Inside World Trade: Blending Command and Chaos into Supply Chain Management

Recently I was invited to speak to a top-tier conference organized by one of the sector’s premier supply chain research consultancies. The audience was blue chip executives contemplating or already engaged in international supply chain initiatives.

No need to preach to the converted here, so I chose a contrarian route. Rather than celebrate the virtues of international value chains, I thought it helpful to suggest reasons why they’re dangerous. Risk management, of course, is at the top of everybody’s priority list these days (see our coverage in the November issue of World Trade, “Security on Steroids”).

It wasn’t the litany of usual suspects-terrorists, natural disasters, pandemics-I wanted to discuss. Instead, I suggested that the very success of the emerging supply chain model is beginning to pose fundamental challenges to the capacity of managers to manage it. Why? Because the ‘command-and-control’ style of executive leadership that continues to characterize the governance of most organizations is ill-suited for the continually reconfiguring networks of autonomous but interdependent enterprises that is the evolving architecture of  best-in-class supply chains.

If the typical organization of corporate enterprise can be thought of as ‘left brain’ (favoring a mind-set that is analytical, hierarchical, empirical and sequential), networks of free agents entail more ‘right brain’ approaches (pattern recognition, lateral connections, intuitive decision making, simultaneity). Before dismissing this as new age granola, consider the challenge facing tech designers charged with creating IT platforms for this next generation of supply chains. Optimization functions-the stuff of ERP et al.-work fine within the four walls of a single enterprise; they don’t do so well when it comes to multi-dimensional networks where the interests of the different parties are not always consistent or in synch.
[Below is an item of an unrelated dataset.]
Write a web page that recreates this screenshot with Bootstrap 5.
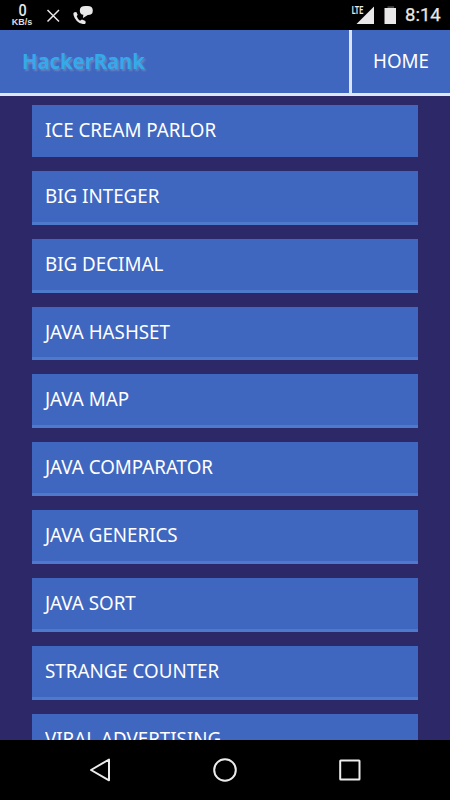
<!DOCTYPE html>
<html lang="en">
<head>
<meta charset="utf-8">
<meta name="viewport" content="width=device-width, initial-scale=1">
<title>HackerRank</title>
<link href="https://cdn.jsdelivr.net/npm/bootstrap@5.3.0/dist/css/bootstrap.min.css" rel="stylesheet">
<style>
body{height:800px;background:#2d2868;font-family:"Noto Sans",sans-serif;color:#fff}
.status-bar{height:30px;background:#000;color:#e8e8e8;font-family:Roboto,sans-serif}
.speed{width:23px;margin-left:10.5px;padding-top:3px;line-height:1}
.speed-value{font-size:17px;height:15px;line-height:15px;font-weight:500;transform:scaleX(.85)}
.speed-unit{font:700 9px/9px "Liberation Sans",sans-serif;color:#ddd}
.clock{font-size:18.5px;line-height:31px;width:35px;margin-left:9px;margin-right:10px;white-space:nowrap;-webkit-text-stroke:.25px #e8e8e8}
.top-nav{height:66.3px;background:#3f67c0;border-bottom:3px solid #dfe6f8}
.site-name{font-size:21px;font-weight:700;color:#35aaea;text-shadow:1.5px 1.5px 2px rgba(130,145,190,.7);padding-left:21.5px}
.home-link{width:101px;border-left:3px solid #dbe4fa;font-size:20.5px;padding:0 0 2px 21px}
.narrow{display:inline-block;transform:scaleX(.915);transform-origin:left center;white-space:nowrap}
.site-name .narrow{transform:scaleX(.963)}
.topic-list{padding:8.8px 32px 0 31.5px}
.topic{height:53.9px;flex:none;margin-bottom:13.98px;background:#3f67c0;border-bottom:3px solid #4f7acb;font-size:20.5px;line-height:49px;padding-left:13.5px}
.topic:first-child{height:51.8px;border-bottom:0}
.system-nav{height:60px;background:#000}
svg{display:block;flex:none}
</style>
</head>
<body class="d-flex flex-column overflow-hidden m-0">
<header class="status-bar d-flex flex-shrink-0">
  <div class="speed text-center"><div class="speed-value">0</div><div class="speed-unit">KB/s</div></div>
  <svg width="76" height="30" viewBox="33.5 0 76 30" aria-hidden="true">
    <path d="M47 10 58.5 21.5M58.5 10 47 21.5" stroke="#e8e8e8" stroke-width="1.5"/>
    <path d="M74 12.2Q72.4 12.5 73 15Q75 22.5 82.3 24Q84.6 24.4 85.2 22.9L84.9 20.9 81.5 19.5 79.5 20.8Q77 19 76.2 16.3L77.2 14.7 75.8 12.1Z" fill="#e8e8e8"/>
    <path d="M85 6H87Q92.3 6 92.3 10.4Q92.3 15 87.3 15L82.5 18 82.8 14.8Q79.3 14.2 79.3 10.4Q79.3 6 85 6Z" fill="#e8e8e8"/>
  </svg>
  <svg class="ms-auto" width="46" height="30" viewBox="350 0 46 30" aria-hidden="true">
    <text x="351.8" y="14" font-family="Roboto,sans-serif" font-size="10.5" font-weight="700" textLength="11.5" lengthAdjust="spacingAndGlyphs" fill="#e8e8e8">LTE</text>
    <path d="M356.5 24 374 6.5V24Z" fill="#e8e8e8"/>
    <path d="M384.5 8H397V24H384.5Z" fill="#e8e8e8"/><path d="M387.5 6.2H394V8H387.5Z" fill="#444"/>
  </svg>
  <div class="clock">8:14</div>
</header>
<nav class="top-nav d-flex flex-shrink-0">
  <div class="site-name d-flex align-items-center"><span class="narrow">HackerRank</span></div>
  <div class="home-link d-flex align-items-center ms-auto"><span class="narrow">HOME</span></div>
</nav>
<main class="topic-list d-flex flex-column flex-grow-1 overflow-hidden">
  <div class="topic"><span class="narrow">ICE CREAM PARLOR</span></div>
  <div class="topic"><span class="narrow">BIG INTEGER</span></div>
  <div class="topic"><span class="narrow">BIG DECIMAL</span></div>
  <div class="topic"><span class="narrow">JAVA HASHSET</span></div>
  <div class="topic"><span class="narrow">JAVA MAP</span></div>
  <div class="topic"><span class="narrow">JAVA COMPARATOR</span></div>
  <div class="topic"><span class="narrow">JAVA GENERICS</span></div>
  <div class="topic"><span class="narrow">JAVA SORT</span></div>
  <div class="topic"><span class="narrow">STRANGE COUNTER</span></div>
  <div class="topic"><span class="narrow">VIRAL ADVERTISING</span></div>
</main>
<footer class="system-nav flex-shrink-0">
  <svg width="450" height="60" viewBox="0 740 450 60" fill="none" stroke="#ececec" stroke-width="2" stroke-linejoin="round" aria-hidden="true">
    <path d="M109 759.5V780.3L91 770Z"/><circle cx="225" cy="770" r="10.8"/><rect x="340.2" y="760.5" width="19.3" height="19" rx=".5"/>
  </svg>
</footer>
<script src="https://cdn.jsdelivr.net/npm/bootstrap@5.3.0/dist/js/bootstrap.bundle.min.js"></script>
</body>
</html>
The brightest minds writing supply chain software code-universally regarded as the next big thing-are banging their heads against this problem. More than a few are beginning to think that they may be in need of a new paradigm, one that supports logarithms able to operate in the interstices where the nodes of different enterprises intersect. Accomplishing this, according to my sources, will be no small feat-akin to blending systems engineering with chaos theory.
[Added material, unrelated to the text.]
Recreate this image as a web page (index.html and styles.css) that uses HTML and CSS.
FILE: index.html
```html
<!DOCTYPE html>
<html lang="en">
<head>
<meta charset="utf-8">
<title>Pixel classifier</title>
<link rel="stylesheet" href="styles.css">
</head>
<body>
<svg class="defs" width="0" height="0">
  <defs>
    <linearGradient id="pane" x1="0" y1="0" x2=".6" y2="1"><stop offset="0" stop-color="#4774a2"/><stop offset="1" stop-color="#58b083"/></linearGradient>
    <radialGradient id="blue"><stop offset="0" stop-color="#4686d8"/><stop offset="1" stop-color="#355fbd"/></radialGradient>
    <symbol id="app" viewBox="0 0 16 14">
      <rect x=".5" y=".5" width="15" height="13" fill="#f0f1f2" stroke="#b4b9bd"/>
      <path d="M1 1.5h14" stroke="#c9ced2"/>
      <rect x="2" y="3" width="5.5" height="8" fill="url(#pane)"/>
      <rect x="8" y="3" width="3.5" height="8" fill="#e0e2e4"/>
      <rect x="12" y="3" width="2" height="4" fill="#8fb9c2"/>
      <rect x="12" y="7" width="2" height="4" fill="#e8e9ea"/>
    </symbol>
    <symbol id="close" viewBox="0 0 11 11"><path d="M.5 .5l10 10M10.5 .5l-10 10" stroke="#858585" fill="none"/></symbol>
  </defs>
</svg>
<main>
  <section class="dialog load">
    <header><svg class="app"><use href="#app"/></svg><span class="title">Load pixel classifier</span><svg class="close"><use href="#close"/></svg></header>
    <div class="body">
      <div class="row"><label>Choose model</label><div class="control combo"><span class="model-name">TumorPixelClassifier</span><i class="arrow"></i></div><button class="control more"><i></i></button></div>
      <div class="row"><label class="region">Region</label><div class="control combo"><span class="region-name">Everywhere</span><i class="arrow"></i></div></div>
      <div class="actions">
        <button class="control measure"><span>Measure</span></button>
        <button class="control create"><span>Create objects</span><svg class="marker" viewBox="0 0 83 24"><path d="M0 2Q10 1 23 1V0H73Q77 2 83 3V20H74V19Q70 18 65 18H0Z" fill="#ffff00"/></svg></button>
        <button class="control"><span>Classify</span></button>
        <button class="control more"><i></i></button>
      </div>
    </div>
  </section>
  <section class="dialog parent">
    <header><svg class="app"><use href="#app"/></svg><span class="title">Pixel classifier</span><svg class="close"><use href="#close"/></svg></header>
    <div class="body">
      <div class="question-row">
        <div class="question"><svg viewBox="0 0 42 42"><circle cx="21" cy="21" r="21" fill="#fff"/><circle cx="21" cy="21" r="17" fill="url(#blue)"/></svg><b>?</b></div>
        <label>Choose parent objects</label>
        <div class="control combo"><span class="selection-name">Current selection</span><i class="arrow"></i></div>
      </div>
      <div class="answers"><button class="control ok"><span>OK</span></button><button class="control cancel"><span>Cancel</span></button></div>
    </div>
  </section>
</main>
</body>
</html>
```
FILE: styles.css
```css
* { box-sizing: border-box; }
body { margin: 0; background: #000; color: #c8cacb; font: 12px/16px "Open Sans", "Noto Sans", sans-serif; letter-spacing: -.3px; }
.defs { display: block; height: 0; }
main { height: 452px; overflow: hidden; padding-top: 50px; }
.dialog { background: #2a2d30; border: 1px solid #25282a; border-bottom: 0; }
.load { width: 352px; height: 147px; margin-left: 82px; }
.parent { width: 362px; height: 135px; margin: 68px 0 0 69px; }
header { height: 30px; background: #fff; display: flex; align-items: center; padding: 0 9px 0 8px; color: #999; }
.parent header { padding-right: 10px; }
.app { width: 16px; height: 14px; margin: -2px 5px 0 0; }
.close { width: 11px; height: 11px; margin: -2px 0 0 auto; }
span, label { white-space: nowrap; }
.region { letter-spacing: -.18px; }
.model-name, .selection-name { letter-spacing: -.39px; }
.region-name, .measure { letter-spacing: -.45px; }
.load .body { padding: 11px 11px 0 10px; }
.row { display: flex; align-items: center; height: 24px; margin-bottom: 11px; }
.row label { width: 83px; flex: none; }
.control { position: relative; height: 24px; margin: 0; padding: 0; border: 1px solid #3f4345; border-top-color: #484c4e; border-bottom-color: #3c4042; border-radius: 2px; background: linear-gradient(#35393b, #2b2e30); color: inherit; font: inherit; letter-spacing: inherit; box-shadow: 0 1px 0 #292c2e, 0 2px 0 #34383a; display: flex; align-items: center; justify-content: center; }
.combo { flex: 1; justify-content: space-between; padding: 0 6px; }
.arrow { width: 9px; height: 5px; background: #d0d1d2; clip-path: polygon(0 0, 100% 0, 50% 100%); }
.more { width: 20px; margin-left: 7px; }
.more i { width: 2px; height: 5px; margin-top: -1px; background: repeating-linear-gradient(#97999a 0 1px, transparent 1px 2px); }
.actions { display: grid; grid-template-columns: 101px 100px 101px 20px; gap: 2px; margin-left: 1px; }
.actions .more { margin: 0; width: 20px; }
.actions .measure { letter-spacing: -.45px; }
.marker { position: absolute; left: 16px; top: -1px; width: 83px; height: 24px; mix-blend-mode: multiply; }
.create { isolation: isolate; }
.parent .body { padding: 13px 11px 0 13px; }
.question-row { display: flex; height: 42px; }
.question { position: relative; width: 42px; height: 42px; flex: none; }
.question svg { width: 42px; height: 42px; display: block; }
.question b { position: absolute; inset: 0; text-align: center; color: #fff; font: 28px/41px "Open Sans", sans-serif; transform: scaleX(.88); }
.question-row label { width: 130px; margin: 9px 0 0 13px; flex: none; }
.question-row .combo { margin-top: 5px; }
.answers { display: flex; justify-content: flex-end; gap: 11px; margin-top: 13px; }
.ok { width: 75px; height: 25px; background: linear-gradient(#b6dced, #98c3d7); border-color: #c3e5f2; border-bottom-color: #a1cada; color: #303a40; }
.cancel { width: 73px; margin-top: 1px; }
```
In the interim, supply chains are only going to grow more complex and diffuse; trade-off decisions will be increasingly more complicated as IT-enabled choice-making becomes more problematic. It will take astute managers. And, it’s going to take even more astute C-level leadership to build corporate environments capable of nurturing those decisions (some of which are likely to be unpopular).
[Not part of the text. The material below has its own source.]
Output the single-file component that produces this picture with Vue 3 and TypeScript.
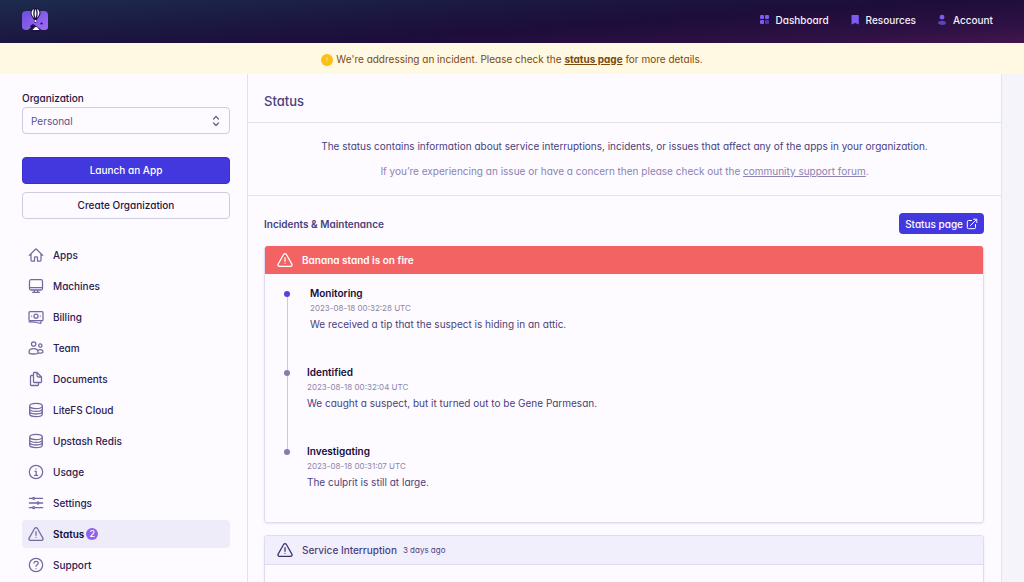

Everybody agrees that the toughest thing about rewiring an organization is transforming the culture. Nowhere is this truer than when it comes to making the enterprise supply chain centric. But the forces driving outsourcing and contract manufacturing-the pressure to clean up your balance sheet and leverage off somebody else’s assets-are only going to increase. Financial markets are already mandating this. There is no alternative.

December is our annual “Crystal Ball” issue where we ask experts in various aspects of the global supply chain to tell us the changes they expect in the coming year. When it comes to the global supply chain, the only certainty is change.